## [Stored data]
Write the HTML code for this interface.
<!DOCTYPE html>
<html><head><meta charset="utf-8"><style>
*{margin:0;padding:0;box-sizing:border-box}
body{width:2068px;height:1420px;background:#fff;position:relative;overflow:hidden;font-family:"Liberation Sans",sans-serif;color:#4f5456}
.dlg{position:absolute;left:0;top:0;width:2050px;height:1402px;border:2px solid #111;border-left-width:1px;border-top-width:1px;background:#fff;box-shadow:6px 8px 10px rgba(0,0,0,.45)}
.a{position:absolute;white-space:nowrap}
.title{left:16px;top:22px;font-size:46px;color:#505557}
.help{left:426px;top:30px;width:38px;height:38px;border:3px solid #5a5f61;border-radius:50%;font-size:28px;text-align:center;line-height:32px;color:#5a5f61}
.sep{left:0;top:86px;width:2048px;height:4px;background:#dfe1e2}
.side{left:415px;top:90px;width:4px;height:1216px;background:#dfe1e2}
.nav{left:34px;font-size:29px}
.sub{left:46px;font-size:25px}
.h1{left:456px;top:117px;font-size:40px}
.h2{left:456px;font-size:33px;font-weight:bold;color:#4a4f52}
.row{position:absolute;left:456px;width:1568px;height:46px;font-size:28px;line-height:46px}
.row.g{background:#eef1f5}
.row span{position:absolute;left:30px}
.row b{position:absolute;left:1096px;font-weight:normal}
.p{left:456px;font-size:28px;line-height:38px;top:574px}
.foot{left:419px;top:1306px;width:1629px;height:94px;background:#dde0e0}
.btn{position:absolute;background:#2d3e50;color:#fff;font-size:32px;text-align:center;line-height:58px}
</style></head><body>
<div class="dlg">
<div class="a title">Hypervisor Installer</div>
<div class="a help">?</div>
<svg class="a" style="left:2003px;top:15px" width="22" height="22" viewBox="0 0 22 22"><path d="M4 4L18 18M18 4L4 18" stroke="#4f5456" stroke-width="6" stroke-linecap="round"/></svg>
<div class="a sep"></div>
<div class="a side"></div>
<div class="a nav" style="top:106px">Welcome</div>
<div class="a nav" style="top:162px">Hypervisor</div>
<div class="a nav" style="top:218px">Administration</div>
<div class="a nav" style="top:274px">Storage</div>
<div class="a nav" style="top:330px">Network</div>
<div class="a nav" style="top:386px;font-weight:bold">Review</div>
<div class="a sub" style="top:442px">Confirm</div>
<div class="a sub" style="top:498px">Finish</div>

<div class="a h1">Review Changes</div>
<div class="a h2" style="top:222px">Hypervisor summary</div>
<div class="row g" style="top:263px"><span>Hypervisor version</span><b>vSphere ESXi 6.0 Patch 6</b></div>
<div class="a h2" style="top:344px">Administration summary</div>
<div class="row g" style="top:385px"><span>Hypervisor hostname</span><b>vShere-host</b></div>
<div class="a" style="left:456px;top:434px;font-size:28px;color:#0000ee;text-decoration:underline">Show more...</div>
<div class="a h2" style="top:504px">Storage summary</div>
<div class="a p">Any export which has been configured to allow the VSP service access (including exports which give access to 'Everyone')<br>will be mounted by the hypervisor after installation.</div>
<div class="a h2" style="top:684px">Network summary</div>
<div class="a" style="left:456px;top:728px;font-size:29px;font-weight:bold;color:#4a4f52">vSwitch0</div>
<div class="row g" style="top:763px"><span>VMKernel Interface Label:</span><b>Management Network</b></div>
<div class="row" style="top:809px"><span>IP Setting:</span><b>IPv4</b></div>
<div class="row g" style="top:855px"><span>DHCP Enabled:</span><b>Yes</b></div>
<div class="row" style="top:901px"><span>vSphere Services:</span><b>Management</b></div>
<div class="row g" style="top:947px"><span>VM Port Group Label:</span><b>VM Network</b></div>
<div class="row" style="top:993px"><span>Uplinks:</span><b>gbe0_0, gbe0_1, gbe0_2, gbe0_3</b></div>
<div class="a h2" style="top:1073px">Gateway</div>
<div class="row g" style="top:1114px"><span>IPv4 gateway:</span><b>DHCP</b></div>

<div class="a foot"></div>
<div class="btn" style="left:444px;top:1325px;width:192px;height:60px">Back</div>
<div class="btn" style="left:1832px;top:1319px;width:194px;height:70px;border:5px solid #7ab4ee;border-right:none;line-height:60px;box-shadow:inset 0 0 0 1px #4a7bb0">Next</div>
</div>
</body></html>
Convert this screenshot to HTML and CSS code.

## [Instruction]
What is needed here is an exact reproduction of all the entries.

## [Reply]
Write the HTML code for this interface.
<!DOCTYPE html>
<html><head><meta charset="utf-8"><style>
*{margin:0;padding:0;box-sizing:border-box}
body{width:2068px;height:1420px;background:#fff;position:relative;overflow:hidden;font-family:"Liberation Sans",sans-serif;color:#4f5456}
.dlg{position:absolute;left:0;top:0;width:2050px;height:1402px;border:2px solid #111;border-left-width:1px;border-top-width:1px;background:#fff;box-shadow:6px 8px 10px rgba(0,0,0,.45)}
.a{position:absolute;white-space:nowrap}
.title{left:16px;top:22px;font-size:46px;color:#505557}
.help{left:426px;top:30px;width:38px;height:38px;border:3px solid #5a5f61;border-radius:50%;font-size:28px;text-align:center;line-height:32px;color:#5a5f61}
.sep{left:0;top:86px;width:2048px;height:4px;background:#dfe1e2}
.side{left:415px;top:90px;width:4px;height:1216px;background:#dfe1e2}
.nav{left:34px;font-size:29px}
.sub{left:46px;font-size:25px}
.h1{left:456px;top:117px;font-size:40px}
.h2{left:456px;font-size:33px;font-weight:bold;color:#4a4f52}
.row{position:absolute;left:456px;width:1568px;height:46px;font-size:28px;line-height:46px}
.row.g{background:#eef1f5}
.row span{position:absolute;left:30px}
.row b{position:absolute;left:1096px;font-weight:normal}
.p{left:456px;font-size:28px;line-height:38px;top:574px}
.foot{left:419px;top:1306px;width:1629px;height:94px;background:#dde0e0}
.btn{position:absolute;background:#2d3e50;color:#fff;font-size:32px;text-align:center;line-height:58px}
</style></head><body>
<div class="dlg">
<div class="a title">Hypervisor Installer</div>
<div class="a help">?</div>
<svg class="a" style="left:2003px;top:15px" width="22" height="22" viewBox="0 0 22 22"><path d="M4 4L18 18M18 4L4 18" stroke="#4f5456" stroke-width="6" stroke-linecap="round"/></svg>
<div class="a sep"></div>
<div class="a side"></div>
<div class="a nav" style="top:106px">Welcome</div>
<div class="a nav" style="top:162px">Hypervisor</div>
<div class="a nav" style="top:218px">Administration</div>
<div class="a nav" style="top:274px">Storage</div>
<div class="a nav" style="top:330px">Network</div>
<div class="a nav" style="top:386px;font-weight:bold">Review</div>
<div class="a sub" style="top:442px">Confirm</div>
<div class="a sub" style="top:498px">Finish</div>

<div class="a h1">Review Changes</div>
<div class="a h2" style="top:222px">Hypervisor summary</div>
<div class="row g" style="top:263px"><span>Hypervisor version</span><b>vSphere ESXi 6.0 Patch 6</b></div>
<div class="a h2" style="top:344px">Administration summary</div>
<div class="row g" style="top:385px"><span>Hypervisor hostname</span><b>vShere-host</b></div>
<div class="a" style="left:456px;top:434px;font-size:28px;color:#0000ee;text-decoration:underline">Show more...</div>
<div class="a h2" style="top:504px">Storage summary</div>
<div class="a p">Any export which has been configured to allow the VSP service access (including exports which give access to 'Everyone')<br>will be mounted by the hypervisor after installation.</div>
<div class="a h2" style="top:684px">Network summary</div>
<div class="a" style="left:456px;top:728px;font-size:29px;font-weight:bold;color:#4a4f52">vSwitch0</div>
<div class="row g" style="top:763px"><span>VMKernel Interface Label:</span><b>Management Network</b></div>
<div class="row" style="top:809px"><span>IP Setting:</span><b>IPv4</b></div>
<div class="row g" style="top:855px"><span>DHCP Enabled:</span><b>Yes</b></div>
<div class="row" style="top:901px"><span>vSphere Services:</span><b>Management</b></div>
<div class="row g" style="top:947px"><span>VM Port Group Label:</span><b>VM Network</b></div>
<div class="row" style="top:993px"><span>Uplinks:</span><b>gbe0_0, gbe0_1, gbe0_2, gbe0_3</b></div>
<div class="a h2" style="top:1073px">Gateway</div>
<div class="row g" style="top:1114px"><span>IPv4 gateway:</span><b>DHCP</b></div>

<div class="a foot"></div>
<div class="btn" style="left:444px;top:1325px;width:192px;height:60px">Back</div>
<div class="btn" style="left:1832px;top:1319px;width:194px;height:70px;border:5px solid #7ab4ee;border-right:none;line-height:60px;box-shadow:inset 0 0 0 1px #4a7bb0">Next</div>
</div>
</body></html>
Convert this screenshot to HTML and CSS code.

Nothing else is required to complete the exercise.